Elle ne l'a plus touché depuis. Par conséquent, c'est concevable
qu'à un moment donné on estime que les choses ont changé
et qu'il faut changer. Mais il faut effectivement, en politique, avoir tout de
même, souvent, une période plus longue et se demander ce qui s'est
passé à l'élection précédente et se demander
ce qui va se passer à la suivante et à l'autre. Et cela, personne
ne le sait. Il y a tout de même, malgré tout, un personnage qui
s'appelle l'électeur et qui peut renverser un certain nombre de choses.

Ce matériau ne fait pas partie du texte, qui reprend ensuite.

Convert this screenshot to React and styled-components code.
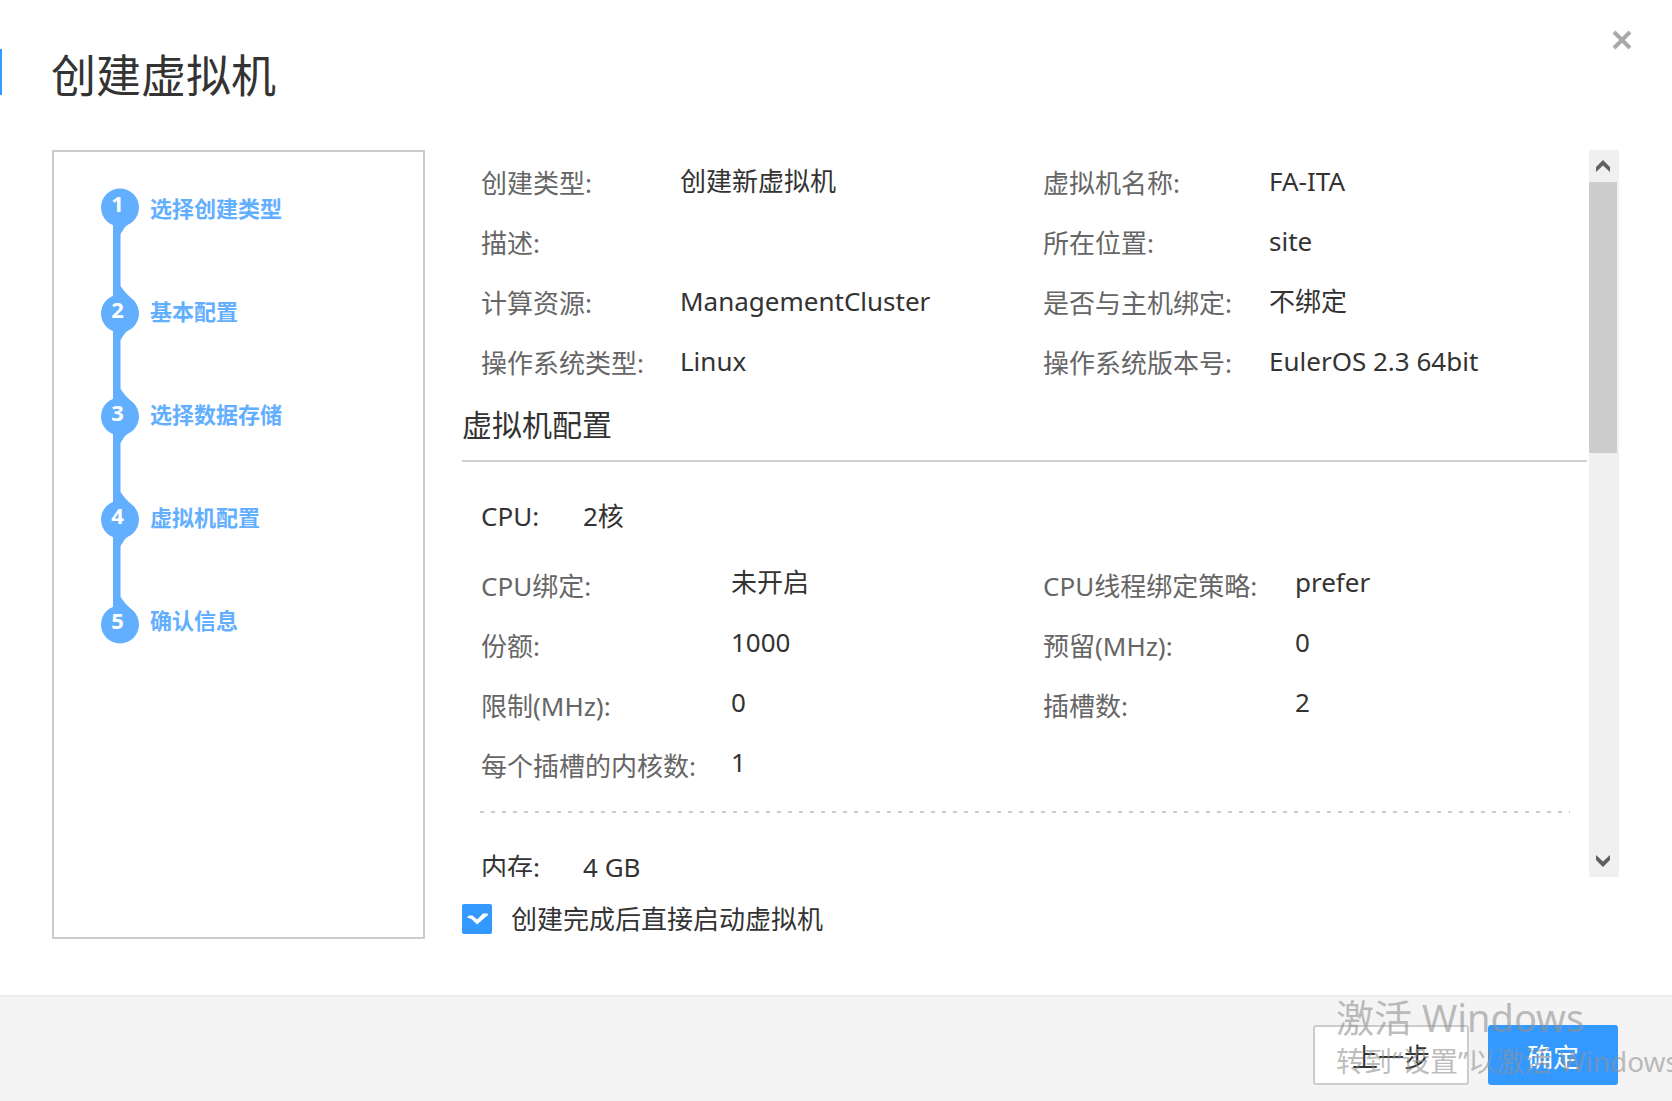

Par conséquent, il n'est pas du tout sûr que le même
système électoral donne les mêmes résultats en 1972
ou 1973 qu'il a donnés en 1968 ou 1969. Ce sont des choses qu'il faut
voir. De toute façon, la loi électorale est quelque chose qu'il
faut toucher avec prudence.
Si j'ai le temps tout à l'heure, en parlant des finances et de
tout le reste, il y a certainement des points de la Loi électorale du
Québec qu'on peut et doit toucher. D'ailleurs, à mon avis, dans
le sens de ce qui existe déjà, je crois que, sur ce point
si on en discute tout à l'heure il y a quelque chose qui, dans
son principe, est bon et qu'il faut développer. Le mécanisme
électoral doit être abordé avec prudence en fonction de ce
qui s'est passé, bien sûr, et en fonction tout de même de ce
qui risque de se passer. Nous ne contrôlons pas l'électeur;
évidemment, c'est tant mieux. L'électeur peut avoir des
comportements différents qu'on ne connaît pas. C'est pour cela que
je recommande toujours la prudence quand on touche au mécanisme
électoral.
M. LE PRESIDENT: M. Gagnon.
Régions éloignées
M. GAGNON: M.
Meynaud, nous vous écou-
tons religieusement et, à certains moments, nous nous demandons
si vous n'avez pas déjà été député au
Québec.
J'ai surtout remarqué que vous avez fait allusion à la
nécessité, pour le député, d'être en contact
étroit avec l'électeur. Ma question sera agrémentée
également d'informations pour mieux vous situer sur celle-ci. Je parle
d'un comté rural, en connaissance de cause, où il peut y avoir
environ 15,000 électeurs. Dans le cours d'une année, un
député peut recevoir 8,000 10,000 à 12,000 lettres,
recevoir également des milliers d'électeurs, parce que son
comté est éloigné des grands centres, l'administration est
très loin de ses électeurs. L'économie y est beaucoup plus
difficile par rapport à un comté urbain où il peut y avoir
35,000 à 40,000 électeurs. Ce sont des comtés dont on a
déjà vu les députés dire, après huit ans de
service, qu'on avait reçu un, deux ou trois électeurs,
reçu 25, 30 ou 40 lettres. L'économie y est plus active, les
gouvernements y sont présents par une administration
décentralisée, par une information beaucoup plus facile, une
économie plus vigoureuse. C'est-à-dire que les gens y travaillent
en grande majorité et que, dans la distribution d'une carte
électorale, on doit dire: Voici d'un revers de la main on
ne se préoccupe pas de l'électeur vis-à-vis du contact
étroit qu'il a toujours eu et qu'il doit continuer d'avoir avec son
député par rapport au secteur rural, avec le milieu urbain,
où, tout en ayant deux et même trois fois le nombre
d'électeurs, le député n'est pas appelé à
oeuvrer, disons, peut-être le dixième d'un député
d'une région rurale. Alors, dans la distribution du nombre
d'électeurs, est-ce qu'on doit en tenir compte, ou si, d'un revers de la
main, on doit tout simplement ignorer ce problème?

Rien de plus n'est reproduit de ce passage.